• Given records:
◆ ◆ ◆

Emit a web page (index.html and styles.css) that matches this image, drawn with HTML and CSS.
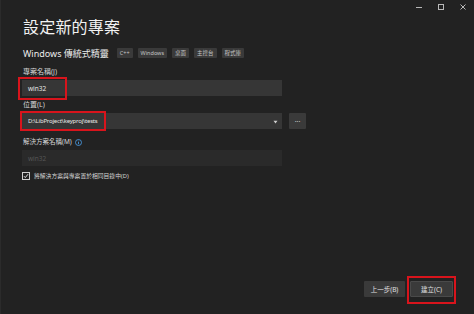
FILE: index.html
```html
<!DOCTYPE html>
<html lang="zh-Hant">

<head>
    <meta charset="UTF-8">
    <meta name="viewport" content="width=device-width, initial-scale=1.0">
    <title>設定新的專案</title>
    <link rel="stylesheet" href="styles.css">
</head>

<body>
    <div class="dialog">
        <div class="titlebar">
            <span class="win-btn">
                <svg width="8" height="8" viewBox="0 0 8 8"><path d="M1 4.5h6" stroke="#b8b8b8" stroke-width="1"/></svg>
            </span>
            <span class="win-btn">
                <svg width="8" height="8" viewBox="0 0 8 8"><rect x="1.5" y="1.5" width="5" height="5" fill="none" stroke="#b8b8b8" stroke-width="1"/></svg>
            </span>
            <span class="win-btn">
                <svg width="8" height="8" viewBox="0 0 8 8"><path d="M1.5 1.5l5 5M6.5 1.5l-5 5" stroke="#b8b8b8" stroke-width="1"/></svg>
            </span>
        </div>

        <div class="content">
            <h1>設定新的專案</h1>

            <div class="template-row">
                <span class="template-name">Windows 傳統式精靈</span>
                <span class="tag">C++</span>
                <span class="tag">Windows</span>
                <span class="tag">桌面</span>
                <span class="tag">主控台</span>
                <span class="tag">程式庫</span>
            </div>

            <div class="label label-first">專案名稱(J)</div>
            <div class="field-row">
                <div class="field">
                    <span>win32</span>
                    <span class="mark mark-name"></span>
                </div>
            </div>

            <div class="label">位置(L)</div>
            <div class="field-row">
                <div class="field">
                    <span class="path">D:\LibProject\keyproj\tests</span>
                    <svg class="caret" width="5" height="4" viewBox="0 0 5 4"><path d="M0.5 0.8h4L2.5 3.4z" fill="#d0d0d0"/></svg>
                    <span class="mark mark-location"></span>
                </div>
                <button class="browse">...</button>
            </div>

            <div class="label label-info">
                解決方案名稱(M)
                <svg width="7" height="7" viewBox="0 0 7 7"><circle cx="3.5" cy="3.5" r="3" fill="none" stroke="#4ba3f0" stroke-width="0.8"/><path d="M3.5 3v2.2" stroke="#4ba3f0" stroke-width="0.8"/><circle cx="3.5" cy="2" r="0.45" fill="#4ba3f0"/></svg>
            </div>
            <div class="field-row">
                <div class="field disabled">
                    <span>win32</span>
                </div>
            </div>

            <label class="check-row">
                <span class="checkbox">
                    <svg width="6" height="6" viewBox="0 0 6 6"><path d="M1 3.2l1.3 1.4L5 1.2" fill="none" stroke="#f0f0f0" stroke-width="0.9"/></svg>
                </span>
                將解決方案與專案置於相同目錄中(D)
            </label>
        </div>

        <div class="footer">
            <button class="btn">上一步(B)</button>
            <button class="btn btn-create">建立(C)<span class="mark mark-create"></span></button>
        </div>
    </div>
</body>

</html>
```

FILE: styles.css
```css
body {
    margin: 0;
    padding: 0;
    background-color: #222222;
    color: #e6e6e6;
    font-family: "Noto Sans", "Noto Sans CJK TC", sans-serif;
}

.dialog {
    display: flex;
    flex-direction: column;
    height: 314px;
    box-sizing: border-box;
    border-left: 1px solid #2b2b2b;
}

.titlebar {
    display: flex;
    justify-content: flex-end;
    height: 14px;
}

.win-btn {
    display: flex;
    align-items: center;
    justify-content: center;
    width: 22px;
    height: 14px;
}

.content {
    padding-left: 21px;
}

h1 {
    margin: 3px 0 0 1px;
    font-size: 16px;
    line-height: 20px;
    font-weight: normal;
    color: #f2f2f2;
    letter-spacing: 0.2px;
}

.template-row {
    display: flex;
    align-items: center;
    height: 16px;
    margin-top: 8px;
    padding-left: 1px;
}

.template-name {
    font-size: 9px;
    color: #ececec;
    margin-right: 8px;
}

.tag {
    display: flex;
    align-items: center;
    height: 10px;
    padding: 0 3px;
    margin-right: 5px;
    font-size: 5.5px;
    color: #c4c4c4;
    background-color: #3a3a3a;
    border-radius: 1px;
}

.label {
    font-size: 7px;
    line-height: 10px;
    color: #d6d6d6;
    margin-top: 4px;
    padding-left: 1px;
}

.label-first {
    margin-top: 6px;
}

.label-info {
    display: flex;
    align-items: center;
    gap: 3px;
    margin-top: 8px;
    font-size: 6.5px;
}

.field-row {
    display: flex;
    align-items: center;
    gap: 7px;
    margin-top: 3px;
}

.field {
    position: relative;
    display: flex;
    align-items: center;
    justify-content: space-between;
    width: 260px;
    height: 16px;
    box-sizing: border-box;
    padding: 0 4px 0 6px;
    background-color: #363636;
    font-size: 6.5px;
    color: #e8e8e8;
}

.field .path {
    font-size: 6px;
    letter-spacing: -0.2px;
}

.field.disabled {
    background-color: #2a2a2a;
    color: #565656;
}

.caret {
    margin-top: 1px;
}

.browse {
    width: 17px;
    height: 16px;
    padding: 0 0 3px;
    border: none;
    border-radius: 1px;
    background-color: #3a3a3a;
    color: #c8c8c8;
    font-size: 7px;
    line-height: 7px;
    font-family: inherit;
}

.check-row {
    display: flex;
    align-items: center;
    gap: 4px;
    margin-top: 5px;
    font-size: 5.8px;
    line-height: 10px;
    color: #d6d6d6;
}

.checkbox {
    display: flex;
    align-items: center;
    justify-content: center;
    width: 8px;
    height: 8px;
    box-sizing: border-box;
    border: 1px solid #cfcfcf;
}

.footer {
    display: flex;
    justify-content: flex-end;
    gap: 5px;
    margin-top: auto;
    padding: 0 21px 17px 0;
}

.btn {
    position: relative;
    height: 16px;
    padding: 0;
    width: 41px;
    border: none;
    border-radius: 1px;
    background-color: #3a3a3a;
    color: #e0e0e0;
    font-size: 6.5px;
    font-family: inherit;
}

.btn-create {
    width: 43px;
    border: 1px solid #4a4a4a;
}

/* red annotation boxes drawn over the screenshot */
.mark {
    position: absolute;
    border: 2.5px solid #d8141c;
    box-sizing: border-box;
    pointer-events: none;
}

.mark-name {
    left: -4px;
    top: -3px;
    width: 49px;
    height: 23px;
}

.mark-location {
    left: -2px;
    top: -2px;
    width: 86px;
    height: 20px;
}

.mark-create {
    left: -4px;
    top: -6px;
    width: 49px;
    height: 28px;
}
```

◆ ◆ ◆

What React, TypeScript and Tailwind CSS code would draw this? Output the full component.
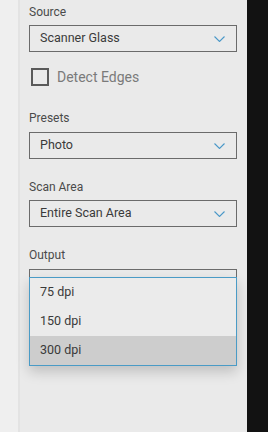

◆ ◆ ◆

• Brief: Find the string "drawn" in the entries above and return each line that holds it.

• Task answer:
Emit a web page (index.html and styles.css) that matches this image, drawn with HTML and CSS.
/* red annotation boxes drawn over the screenshot */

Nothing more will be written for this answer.